8/20/2018 | Greta Bisello

Un'inversione di rotta che riguarda le Banche centrali e che trainerà i mercati finanziari a livello internazionale dopo la conclusione del programma di acquisti dei titoli di Stato


Al di là delle tensioni a livello commerciale e della geopolitica c'è un motore più forte che nei prossimi mesi indicherà la rotta, è la politica monetaria.

Seguendo l'analisi di Didier Saint-Georges (nella foto), managing director e membro del comitato investimenti di Carmignac, si evince che dopo la "rilvoluzione" portata dall'attuazione del programma di Quantitative Easing, qualcosa sta cambiando radicalmente. 
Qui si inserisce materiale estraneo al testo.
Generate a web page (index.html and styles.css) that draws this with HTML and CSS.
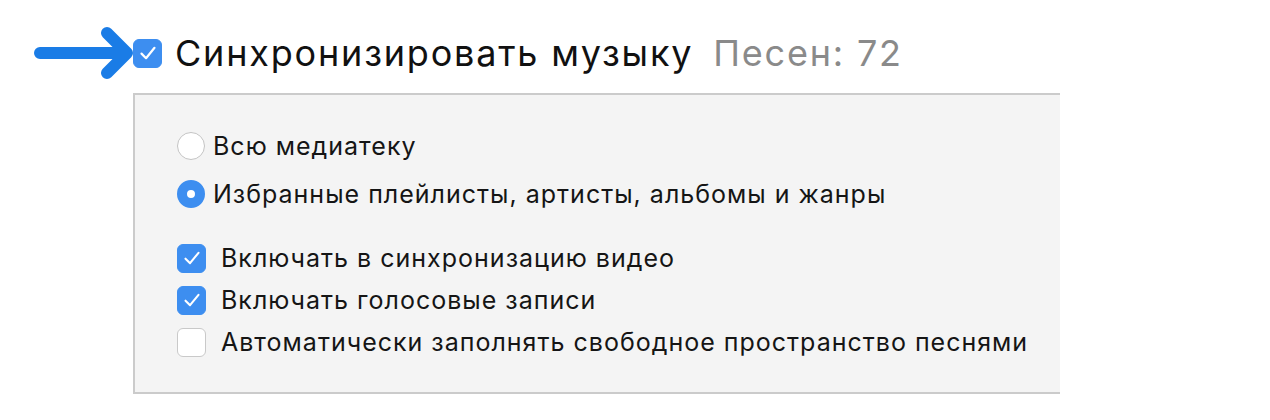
FILE: index.html
```html
<!DOCTYPE html>
<html lang="ru">
<head>
    <meta charset="UTF-8">
    <meta name="viewport" content="width=device-width, initial-scale=1.0">
    <title>Синхронизация музыки</title>
    <link rel="stylesheet" href="styles.css">
</head>
<body>
    <div class="sync-header">
        <svg class="pointer" width="100" height="54" viewBox="0 0 100 54">
            <path d="M6 27 H93 M73 7 L93 27 L73 47" fill="none" stroke="#1a7ce6" stroke-width="12" stroke-linecap="round" stroke-linejoin="round"/>
        </svg>
        <span class="check big checked">
            <svg viewBox="0 0 20 20"><path d="M5 10.5 L8.5 14 L15 6" fill="none" stroke="#fff" stroke-width="1.7" stroke-linecap="round" stroke-linejoin="round"/></svg>
        </span>
        <h1 class="title">Синхронизировать музыку</h1>
        <span class="count">Песен: 72</span>
    </div>

    <div class="sync-panel">
        <div class="radio-list">
            <label class="option">
                <span class="radio"></span>
                Всю медиатеку
            </label>
            <label class="option">
                <span class="radio selected"></span>
                Избранные плейлисты, артисты, альбомы и жанры
            </label>
        </div>

        <div class="check-list">
            <label class="option">
                <span class="check checked">
                    <svg viewBox="0 0 20 20"><path d="M5 10.5 L8.5 14 L15 6" fill="none" stroke="#fff" stroke-width="1.6" stroke-linecap="round" stroke-linejoin="round"/></svg>
                </span>
                Включать в синхронизацию видео
            </label>
            <label class="option">
                <span class="check checked">
                    <svg viewBox="0 0 20 20"><path d="M5 10.5 L8.5 14 L15 6" fill="none" stroke="#fff" stroke-width="1.6" stroke-linecap="round" stroke-linejoin="round"/></svg>
                </span>
                Включать голосовые записи
            </label>
            <label class="option">
                <span class="check"></span>
                Автоматически заполнять свободное пространство песнями
            </label>
        </div>
    </div>
</body>
</html>
```
FILE: styles.css
```css
body {
    margin: 0;
    background: #fff;
    font-family: Inter, "Liberation Sans", sans-serif;
    color: #111;
}
.sync-header {
    display: flex;
    align-items: center;
    height: 93px;
    padding-left: 34px;
    padding-top: 13px;
    box-sizing: border-box;
}
.pointer {
    display: block;
    margin-right: -1px;
}
.title {
    margin: 0 0 0 13px;
    font-size: 36px;
    font-weight: normal;
    letter-spacing: 1.8px;
}
.count {
    margin: 0 0 0 20px;
    font-size: 36px;
    color: #8a8a8a;
    letter-spacing: 1.8px;
}
.check {
    display: inline-flex;
    align-items: center;
    justify-content: center;
    width: 26px;
    height: 26px;
    box-sizing: border-box;
    border: 1px solid #c9c9c9;
    border-radius: 6px;
    background: #fff;
    flex-shrink: 0;
}
.check svg {
    width: 26px;
    height: 26px;
}
.check.checked {
    background: #3d8ef0;
    border-color: #3d8ef0;
}
.check.big {
    width: 29px;
    height: 29px;
}
.sync-panel {
    margin-left: 133px;
    width: 927px;
    height: 301px;
    box-sizing: border-box;
    background: #f4f4f4;
    border: 2px solid #cbcbcb;
    border-right: none;
    padding: 37px 0 0 42px;
}
.option {
    display: flex;
    align-items: center;
    height: 28px;
    line-height: 28px;
    font-size: 25px;
    letter-spacing: 1px;
    color: #151515;
}
.radio-list {
    display: flex;
    flex-direction: column;
    gap: 20px;
}
.radio-list .option {
    gap: 8px;
}
.radio {
    width: 28px;
    height: 28px;
    box-sizing: border-box;
    border-radius: 50%;
    border: 1px solid #c4c4c4;
    background: #fff;
    flex-shrink: 0;
}
.radio.selected {
    border: 10px solid #3d8ef0;
}
.check-list {
    display: flex;
    flex-direction: column;
    gap: 14px;
    margin-top: 36px;
}
.check-list .option {
    gap: 15px;
}
.check-list .check {
    width: 29px;
    height: 29px;
}
```
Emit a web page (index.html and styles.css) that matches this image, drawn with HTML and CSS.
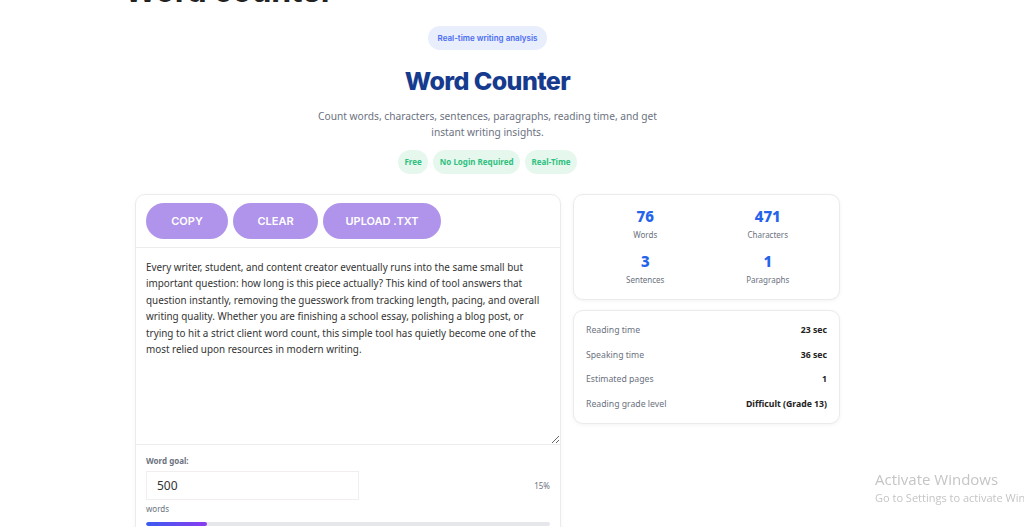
FILE: index.html
```html
<!DOCTYPE html>
<html>
<head>
    <meta charset="UTF-8">
    <title>Word Counter</title>
    <link rel="stylesheet" href="styles.css">
</head>
<body>
    <div class="page">
        <h1 class="page-title">Word counter</h1>

        <div class="wrap">
            <header class="hero">
                <span class="badge">Real-time writing analysis</span>
                <h2>Word Counter</h2>
                <p class="lead">Count words, characters, sentences, paragraphs, reading time, and get instant writing insights.</p>
                <div class="tags">
                    <span class="tag">Free</span>
                    <span class="tag">No Login Required</span>
                    <span class="tag">Real-Time</span>
                </div>
            </header>

            <div class="tool">
                <div class="editor">
                    <div class="toolbar">
                        <button class="btn">COPY</button>
                        <button class="btn">CLEAR</button>
                        <button class="btn">UPLOAD .TXT</button>
                    </div>
                    <textarea class="text" spellcheck="false">Every writer, student, and content creator eventually runs into the same small but important question: how long is this piece actually? This kind of tool answers that question instantly, removing the guesswork from tracking length, pacing, and overall writing quality. Whether you are finishing a school essay, polishing a blog post, or trying to hit a strict client word count, this simple tool has quietly become one of the most relied upon resources in modern writing.</textarea>
                    <div class="goal">
                        <div class="goal-row">
                            <div class="goal-input">
                                <label for="goal">Word goal:</label>
                                <input type="text" id="goal" value="500">
                                <span class="unit">words</span>
                            </div>
                            <span class="goal-pct">15%</span>
                        </div>
                        <div class="bar"><div class="bar-fill" style="width: 15%;"></div></div>
                    </div>
                </div>

                <div class="side">
                    <div class="card stats">
                        <div class="stat"><strong>76</strong><span>Words</span></div>
                        <div class="stat"><strong>471</strong><span>Characters</span></div>
                        <div class="stat"><strong>3</strong><span>Sentences</span></div>
                        <div class="stat"><strong>1</strong><span>Paragraphs</span></div>
                    </div>
                    <div class="card details">
                        <div class="row"><span>Reading time</span><b>23 sec</b></div>
                        <div class="row"><span>Speaking time</span><b>36 sec</b></div>
                        <div class="row"><span>Estimated pages</span><b>1</b></div>
                        <div class="row"><span>Reading grade level</span><b>Difficult (Grade 13)</b></div>
                    </div>
                </div>
            </div>
        </div>
    </div>

    <div class="watermark">
        <div class="wm-title">Activate Windows</div>
        <div class="wm-sub">Go to Settings to activate Windows.</div>
    </div>
</body>
</html>
```

FILE: styles.css
```css
html, body {
    margin: 0;
    padding: 0;
    overflow: hidden;
}
body {
    font-family: "Noto Sans", "Open Sans", sans-serif;
    background-color: #fff;
    color: #333;
    height: 527px;
}
.page {
    width: 975px;
}
/* page heading, scrolled mostly out of view */
.page-title {
    font-family: Inter, sans-serif;
    font-size: 32px;
    font-weight: 700;
    color: #222;
    line-height: 32px;
    margin: -25px 0 0 124px;
    letter-spacing: -0.3px;
}
.wrap {
    max-width: 705px;
    margin: 0 auto;
}
.hero {
    text-align: center;
    margin-top: 17px;
}
.badge {
    display: inline-block;
    background-color: #e8eefc;
    color: #4a6cf0;
    font-family: Inter, sans-serif;
    font-size: 8px;
    font-weight: 600;
    line-height: 24px;
    padding: 0 10px;
    border-radius: 12px;
}
.hero h2 {
    font-family: Inter, sans-serif;
    font-size: 25px;
    font-weight: 800;
    letter-spacing: -0.6px;
    color: #163b8e;
    margin: 16px 0 0;
    line-height: 30px;
}
.lead {
    max-width: 350px;
    margin: 12px auto 0;
    font-size: 10.2px;
    line-height: 16px;
    color: #6b7280;
}
.tags {
    display: flex;
    justify-content: center;
    gap: 5px;
    margin-top: 10px;
}
.tag {
    background-color: #e6f8ee;
    color: #2fbf7f;
    font-size: 8px;
    font-weight: 700;
    line-height: 24px;
    padding: 0 6.5px;
    border-radius: 12px;
}
.tool {
    display: flex;
    gap: 12px;
    margin-top: 20px;
    align-items: flex-start;
}
.editor {
    width: 426px;
    border: 1px solid #ebebee;
    border-radius: 10px;
    box-sizing: border-box;
    box-shadow: 0 1px 4px rgba(0, 0, 0, 0.04);
}
.toolbar {
    display: flex;
    gap: 5px;
    padding: 8px 10px;
    border-bottom: 1px solid #ececef;
}
.btn {
    height: 36px;
    border: none;
    border-radius: 18px;
    background-color: #b093ea;
    color: #fff;
    font-family: Inter, sans-serif;
    font-size: 11px;
    font-weight: 600;
    cursor: pointer;
}
.btn:nth-child(1) { width: 82px; }
.btn:nth-child(2) { width: 85px; }
.btn:nth-child(3) { width: 118px; }
.text {
    display: block;
    width: 100%;
    height: 197px;
    box-sizing: border-box;
    border: none;
    border-bottom: 1px solid #ececef;
    padding: 11px 10px;
    font-family: "Noto Sans", sans-serif;
    font-size: 9.9px;
    line-height: 16.4px;
    color: #333;
    outline: none;
    resize: vertical;
}
.goal {
    padding: 10px 10px 20px;
}
.goal-row {
    display: flex;
    justify-content: space-between;
    align-items: center;
}
.goal-input {
    display: flex;
    flex-direction: column;
}
.goal-input label {
    font-size: 8px;
    font-weight: 700;
    color: #6b7280;
    line-height: 12px;
}
.goal-input input {
    width: 213px;
    height: 29px;
    box-sizing: border-box;
    margin-top: 4px;
    border: 1px solid #f2eef0;
    padding: 0 10px;
    font-family: "Noto Sans", sans-serif;
    font-size: 12px;
    color: #333;
    outline: none;
}
.unit {
    font-size: 8px;
    color: #6b7280;
    line-height: 12px;
    margin-top: 3px;
}
.goal-pct {
    font-size: 8px;
    color: #6b7280;
}
.bar {
    height: 4px;
    background-color: #e5e7eb;
    border-radius: 2px;
    margin-top: 7px;
    overflow: hidden;
}
.bar-fill {
    height: 100%;
    border-radius: 2px;
    background: linear-gradient(90deg, #3b5bf0, #8a3bf0);
}
.side {
    width: 267px;
    display: flex;
    flex-direction: column;
    gap: 10px;
}
.card {
    border: 1px solid #ebebee;
    border-radius: 10px;
    box-shadow: 0 1px 4px rgba(0, 0, 0, 0.05);
    background-color: #fff;
}
.stats {
    display: grid;
    grid-template-columns: 1fr 1fr;
    padding: 11px 10px 13px;
    row-gap: 10px;
}
.stat {
    display: flex;
    flex-direction: column;
    align-items: center;
}
.stat strong {
    font-size: 15px;
    font-weight: 800;
    color: #2563eb;
    line-height: 20px;
}
.stat span {
    font-size: 8px;
    color: #6b7280;
    line-height: 12px;
    margin-top: 3px;
}
.details {
    padding: 7px 12px;
}
.row {
    display: flex;
    justify-content: space-between;
    align-items: center;
    height: 24.5px;
    font-size: 8.7px;
}
.row span {
    color: #6b7280;
}
.row b {
    color: #222;
    font-weight: 700;
}
.watermark {
    position: fixed;
    left: 875px;
    top: 469px;
    white-space: nowrap;
    font-family: "Open Sans", sans-serif;
    color: #c5c5c5;
}
.wm-title {
    font-size: 15px;
    line-height: 20px;
}
.wm-sub {
    font-size: 11px;
    line-height: 18px;
}
```
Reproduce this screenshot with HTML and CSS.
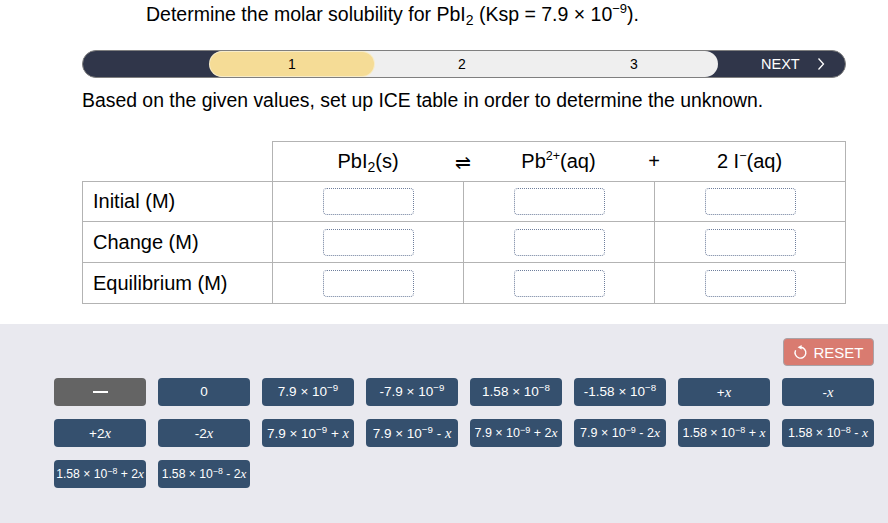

La Fed ha interrotto gli acquisti dal 2014 e ora "tenta di venderli, reimmettendo sul mercato quanto acquistato tra il 2009 e il 2013. Il QE (“Quantitative Easing”) è diventato il QT (“Quantitative Tightening”). Inoltre ha avviato il processo di “normalizzazione” della politica monetaria, ossia di rialzo dei tassi di interesse rispetto a livelli ritenuti eccezionalmente bassi. La Banca Centrale europea non è ancora arrivata a questo punto, ma ha annunciato la cessazione degli acquisti di asset alla fine di quest’anno" afferma Saint-Georges.

 

 

Secondo l'esperto questo cambiamento comporterà tre importanti conseguenze. "L’uscita di scena delle Banche Centrali preannuncia un aumento della volatilità. In altre parole gli shock esterni, siano essi politici o economici, avranno un impatto maggiore sui mercati. A meno della comparsa di nuovi acquirenti in numero sufficiente per compensare il ritiro delle Banche Centrali, i tassi di interesse tenderanno a salire, quindi il loro prezzo a diminuire, trascinando con sé le quotazioni azionarie e il prezzo delle obbligazioni corporate. Già si avverte che il 2018 in termini di borsa non sta affatto seguendo la stessa tendenza del 2017. Infine, poiché la Fed statunitense è stata la prima Banca Centrale a invertire la rotta, la riduzione della liquidità inizia con il calo dell’offerta di dollari". Si evince dunque che tutte quelle economie dipendenti dal dollaro saranno le prime vittime, basti guardare alla situazione dell'Argentina

 

In conclusione va tenuto conto che ogni cambiamento avviene in un contesto specifico che dunque ne condiziona e influenza gli effetti. Su questo ancora il managing director di Carmignac: "Una crescita economica sostenuta e un rialzo dell’inflazione, in particolare negli Stati Uniti, spingerebbero le Banche Centrali ad accelerare il loro disimpegno. Viceversa, una flessione dei mercati o un’ondata di volatilità potrebbero forse indurle a rallentare il passo. Ma non bisogna lasciarsi ingannare: l’investitore non può più concentrarsi esclusivamente sull’economia, ma dovrà ora monitorare più attentamente anche le condizioni prettamente finanziarie".